__Directions for this task__: Find the string "components" and gather every line that holds it.

__Exercise data__:

········

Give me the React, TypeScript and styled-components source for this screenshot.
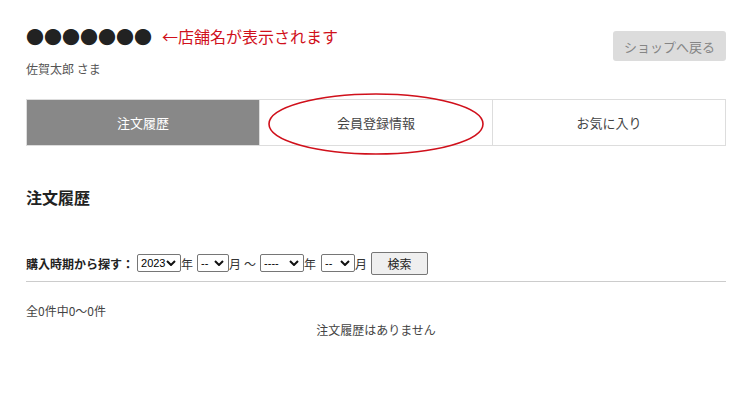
import React from 'react';
import styled, { createGlobalStyle } from 'styled-components';

const GlobalStyle = createGlobalStyle`
  body {
    margin: 0;
    background: #fff;
    font-family: "Noto Sans CJK JP", "Noto Sans", sans-serif;
    color: #333;
  }
`;

const chevron =
  "url(\"data:image/svg+xml,%3Csvg xmlns='http://www.w3.org/2000/svg' width='10' height='6'%3E%3Cpath d='M1 1l4 4 4-4' fill='none' stroke='%23111' stroke-width='2'/%3E%3C/svg%3E\")";

const Page = styled.div`
  width: 700px;
  margin-left: 26px;
  padding-top: 24px;
  position: relative;
`;

const Header = styled.div`
  display: flex;
  justify-content: space-between;
  align-items: flex-start;
`;

const TitleLine = styled.div`
  display: flex;
  align-items: center;
  height: 24px;
`;

const Dots = styled.span`
  font-size: 18px;
  color: #222;
  line-height: 24px;
`;

const Note = styled.span`
  margin-left: 10px;
  font-size: 16px;
  color: #d0101b;
  line-height: 24px;
`;

const UserName = styled.div`
  margin-top: 12px;
  font-size: 12px;
  color: #555;
  line-height: 18px;
`;

const BackButton = styled.button`
  margin-top: 7px;
  width: 113px;
  height: 30px;
  border: none;
  border-radius: 3px;
  background: #dcdcdc;
  color: #858585;
  font-family: inherit;
  font-size: 13px;
`;

const Tabs = styled.div`
  display: grid;
  grid-template-columns: 232px 233px 233px;
  margin-top: 21px;
  border: 1px solid #ddd;
  position: relative;
`;

const Tab = styled.div<{ $active?: boolean }>`
  height: 45px;
  display: flex;
  align-items: center;
  justify-content: center;
  font-size: 13px;
  background: ${(p) => (p.$active ? '#888' : '#fff')};
  color: ${(p) => (p.$active ? '#fff' : '#444')};
  & + & {
    border-left: 1px solid #ddd;
  }
`;

const Circle = styled.svg`
  position: absolute;
  left: 241px;
  top: -7px;
  overflow: visible;
  pointer-events: none;
`;

const Heading = styled.h2`
  margin: 39px 0 0;
  font-size: 16px;
  font-weight: bold;
  color: #222;
  line-height: 24px;
`;

const SearchRow = styled.div`
  display: flex;
  align-items: center;
  margin-top: 42px;
  font-size: 12px;
  color: #333;
  height: 24px;
`;

const SearchLabel = styled.span`
  font-weight: bold;
  color: #222;
  margin-right: 3px;
`;

const Select = styled.select<{ $w: number }>`
  appearance: none;
  width: ${(p) => p.$w}px;
  height: 18px;
  padding: 0 0 0 3px;
  border: 1px solid #767676;
  border-radius: 2px;
  background: #fff ${chevron} no-repeat right 4px center;
  font-family: "Liberation Sans", Arial, sans-serif;
  font-size: 11px;
  color: #000;
`;

const Unit = styled.span<{ $l?: number; $r?: number }>`
  margin: 0 ${(p) => p.$r ?? 4}px 0 ${(p) => p.$l ?? 0}px;
`;

const SearchButton = styled.button`
  margin-left: 3px;
  width: 57px;
  height: 23px;
  border: 1px solid #767676;
  border-radius: 2px;
  background: #efefef;
  font-family: inherit;
  font-size: 12px;
  color: #222;
`;

const Rule = styled.hr`
  margin: 6px 0 0;
  border: none;
  border-top: 1px solid #ccc;
`;

const Count = styled.div`
  margin-top: 20px;
  font-size: 12px;
  color: #444;
  line-height: 18px;
`;

const Empty = styled.div`
  margin-top: 1px;
  text-align: center;
  font-size: 12px;
  color: #444;
  line-height: 18px;
`;

export default function App() {
  return (
    <>
      <GlobalStyle />
      <Page>
        <Header>
          <div>
            <TitleLine>
              <Dots>●●●●●●●</Dots>
              <Note>←店舗名が表示されます</Note>
            </TitleLine>
            <UserName>佐賀太郎 さま</UserName>
          </div>
          <BackButton>ショップへ戻る</BackButton>
        </Header>
        <Tabs>
          <Tab $active>注文履歴</Tab>
          <Tab>会員登録情報</Tab>
          <Tab>お気に入り</Tab>
          <Circle width="216" height="62">
            <ellipse cx="108" cy="31" rx="107" ry="30" fill="none" stroke="#d0101b" strokeWidth="1.6" />
          </Circle>
        </Tabs>
        <Heading>注文履歴</Heading>
        <SearchRow>
          <SearchLabel>購入時期から探す：</SearchLabel>
          <Select $w={44} defaultValue="2023">
            <option>2023</option>
          </Select>
          <Unit>年</Unit>
          <Select $w={32}>
            <option>--</option>
          </Select>
          <Unit $r={3}>月</Unit>
          <Unit $r={4}>～</Unit>
          <Select $w={44}>
            <option>----</option>
          </Select>
          <Unit $r={5}>年</Unit>
          <Select $w={34}>
            <option>--</option>
          </Select>
          <Unit $r={1}>月</Unit>
          <SearchButton>検索</SearchButton>
        </SearchRow>
        <Rule />
        <Count>全0件中0〜0件</Count>
        <Empty>注文履歴はありません</Empty>
      </Page>
    </>
  );
}
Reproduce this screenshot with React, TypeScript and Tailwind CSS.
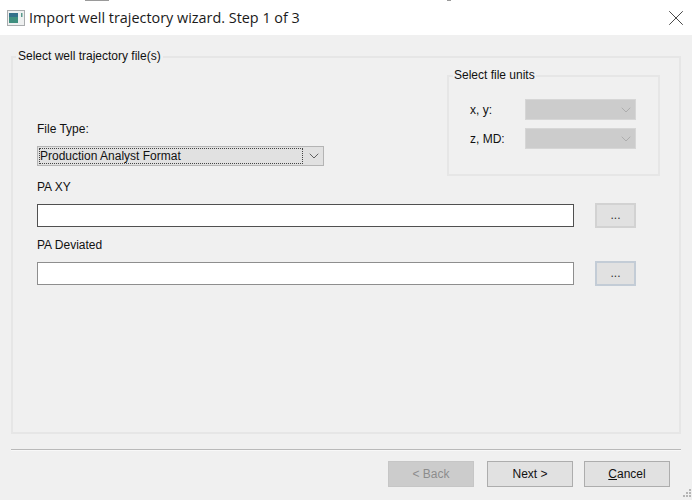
import { ChevronDown, X } from "lucide-react";

function UnitRow({ label }: { label: string }) {
  return (
    <div className="flex items-center h-[21px]">
      <span className="w-[55px] text-[#111]">{label}</span>
      <div className="w-[111px] h-[21px] bg-[#cccccc] border border-[#d6d6d6] flex items-center justify-end pr-[1px]">
        <ChevronDown className="w-[16px] h-[16px] text-[#adadad]" strokeWidth={1.5} />
      </div>
    </div>
  );
}

function FileRow({ label, focused }: { label: string; focused?: boolean }) {
  return (
    <div className="flex flex-col">
      <div className="h-[17px] leading-[17px] text-[#111]">{label}</div>
      <div className="flex items-center h-[25px] mt-[7px]">
        <div className={`w-[537px] h-[23px] bg-white border ${focused ? "border-[#505050]" : "border-[#8e8e8e]"}`} />
        <button className={`ml-[21px] w-[41px] h-[25px] bg-[#e1e1e1] border-2 leading-[19px] text-[#333] ${focused ? "border-[#d2d2d2]" : "border-[#c3ccd6]"}`}>
          ...
        </button>
      </div>
    </div>
  );
}

function WizardButton({ children, disabled }: { children: React.ReactNode; disabled?: boolean }) {
  return (
    <button
      className={`w-[86px] h-[26px] border text-center ${
        disabled ? "bg-[#cccccc] border-[#c6c6c6] text-[#8c8c8c]" : "bg-[#e1e1e1] border-[#adadad] text-[#111]"
      }`}
    >
      {children}
    </button>
  );
}

export default function App() {
  return (
    <div className="relative w-[692px] h-[500px] bg-[#f0f0f0] text-[12px] overflow-hidden flex flex-col" style={{ fontFamily: '"Liberation Sans", Arial, sans-serif' }}>
      {/* Title bar */}
      <div className="h-[35px] bg-white flex items-center pl-[7px] pr-[3px] shrink-0">
        <svg width="18" height="16" viewBox="0 0 18 16" className="shrink-0">
          <rect x="0.5" y="0.5" width="17" height="15" fill="#eef0f0" stroke="#a9acae" />
          <rect x="2" y="3" width="9" height="10" fill="#3f8f7f" />
          <rect x="2" y="3" width="9" height="4" fill="#33708a" />
          <rect x="14" y="3" width="1.5" height="4" fill="#5a9a8c" />
        </svg>
        <span className="ml-[4px] text-[14.4px] text-[#1a1a1a] leading-[20px]" style={{ fontFamily: '"Open Sans", sans-serif' }}>
          Import well trajectory wizard. Step 1 of 3
        </span>
        <X className="ml-auto w-[26px] h-[26px] text-[#444]" strokeWidth={0.9} />
      </div>

      {/* Scraps of the window behind, cut by the screenshot's top edge */}
      <div className="absolute top-0 left-[85px] w-[24px] h-[1px] bg-[#9a9a9a]" />
      <div className="absolute top-0 left-[447px] w-[4px] h-[1px] bg-[#9a9a9a]" />

      {/* Main group */}
      <div className="relative mt-[21px] ml-[11px] w-[670px] h-[378px] border-2 border-[#e6e6e6] pl-[24px]">
        <span className="absolute left-[3px] -top-[9px] bg-[#f0f0f0] px-[2px] leading-[14px] text-[#111]">Select well trajectory file(s)</span>

        <div className="flex justify-between pt-[17px] pr-[19px]">
          <div className="flex flex-col justify-end pb-[10px]">
            <div className="h-[17px] leading-[17px] text-[#111]">File Type:</div>
            <div className="relative mt-[8px] w-[287px] h-[20px] bg-[#e1e1e1] border border-[#b4b4b4] flex items-center">
              <div className="ml-[1px] w-[264px] h-[16px] border border-dotted border-[#444] leading-[14px] text-[#111]">
                Production Analyst Format
              </div>
              <ChevronDown className="ml-[3px] w-[16px] h-[16px] text-[#606060]" strokeWidth={1.5} />
            </div>
          </div>

          <div className="relative w-[213px] h-[101px] border-2 border-[#e6e6e6] pl-[21px] pt-[22px]">
            <span className="absolute left-[4px] -top-[9px] bg-[#f0f0f0] px-[1px] leading-[14px] text-[#111]">Select file units</span>
            <div className="flex flex-col gap-[8px]">
              <UnitRow label="x, y:" />
              <UnitRow label="z, MD:" />
            </div>
          </div>
        </div>

        <div className="flex flex-col gap-[9px] mt-[3px]">
          <FileRow label="PA XY" focused />
          <FileRow label="PA Deviated" />
        </div>
      </div>

      {/* Footer */}
      <div className="mt-[15px] mx-[11px] h-[1px] bg-[#b9b9b9] shadow-[0_1px_0_#f8f8f8]" />
      <div className="flex justify-end mt-[11px] pr-[22px]">
        <WizardButton disabled>&lt; Back</WizardButton>
        <div className="w-[13px]" />
        <WizardButton>Next &gt;</WizardButton>
        <div className="w-[11px]" />
        <WizardButton><span className="underline">C</span>ancel</WizardButton>
      </div>

      {/* Resize grip */}
      <svg width="12" height="12" viewBox="0 0 12 12" className="absolute right-0 bottom-0">
        {[[9, 1], [6, 4], [9, 4], [3, 7], [6, 7], [9, 7]].map(([x, y]) => (
          <rect key={`${x}-${y}`} x={x} y={y} width="2" height="2" fill="#b5b5b5" />
        ))}
      </svg>
    </div>
  );
}
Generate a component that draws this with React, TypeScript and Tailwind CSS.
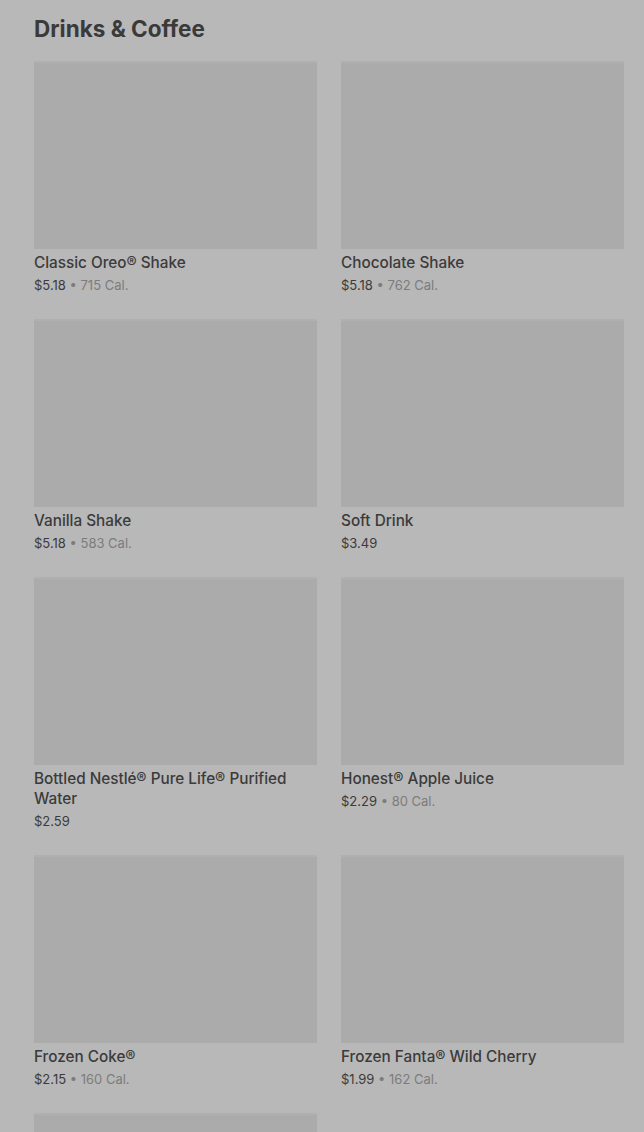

········

__Full solution__:
Give me the React, TypeScript and styled-components source for this screenshot.
import styled, { createGlobalStyle } from 'styled-components';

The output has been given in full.